In 2018, the team qualified for the national tournament by winning The Sun Conference tournament, defeating Keiser University 87-80 in overtime.

===Women's basketball===
In 2017, the Fire went undefeated in the regular season. After winning 28 straight games, the Sun Conference regular season championship, and the Sun Conference tournament championship, they continued to the NAIA national tournament. They earned the first Sun Conference women's basketball first ever playoff victory, and went to the final four. Senior Bailey Hooker was named first-team All-American, and senior Christin Strawbridge was named second-team All-American.

In 2018, the team stretched their regular-season winning streak to 58 straight games and achieved the school's first ever NAIA #1 ranking in any sport. They completed the 2018 regular season undefeated and won the conference tournament for the third straight year, earning the overall top seed in the national tournament.

===Football===
In 2015, in their second season, the football team won the Sun Conference Championship retroactively after Edward Waters was forced to forfeit a game. In 2016, the team was able to represent the conference in the NAIA national championship tournament after completing the season with an undefeated conference record. Running back Jarrell Reynolds was named the conference player of the year.

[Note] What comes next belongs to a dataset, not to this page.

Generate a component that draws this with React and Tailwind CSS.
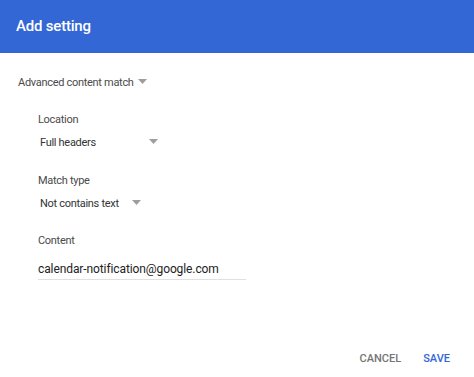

In 2017, the football team won the Mid-South Conference Sun Division title and the opportunity to play in the postseason.

===Men's golf===
In 2007, the men's golf team won the NCCAA National Championship.

===Men's soccer===
In 2006, the men's soccer team won the NCCAA DII National Championship and coach Drew Stacey was named NCCAA coach of the year. In 2015, the men's soccer team won The Sun Conference championship. Freshman Jake van der Luit was named the tournament MVP.

==National championships==

| Sport | Titles | Assoc. | Competition | Year | Rival | Score | Ref. |
| Baseball | 2 | NAIA | World Series | 2018 | Freed–Hardeman | 6–3 |  |
| 2022 | Lewis–Clark State | 11–5 |
| Track and field (men's) | 1 | NAIA | National championship | 2023 | Life | 45–40 |  |

==Professional players==
Several Fire players have continued their athletic careers professionally, including MLB Second baseman Dee Gordon and Outfielder Marvin Malone.

Many basketball players have gone on to play professionally, including Ali Hosni (2013), Jacob Blankenship (2012), Povilas Gaidys (2012), Amir Royal (2013), Malcolm Pollock (2013), Dwayne Johnson (2014), and Tim Mitchell (2015)

Justin Michel plays soccer for the Bonaire national football team. Gerritson Craane has played for the Curaçao national football team. Aisha Solórzano played for the Guatemala women's national football team.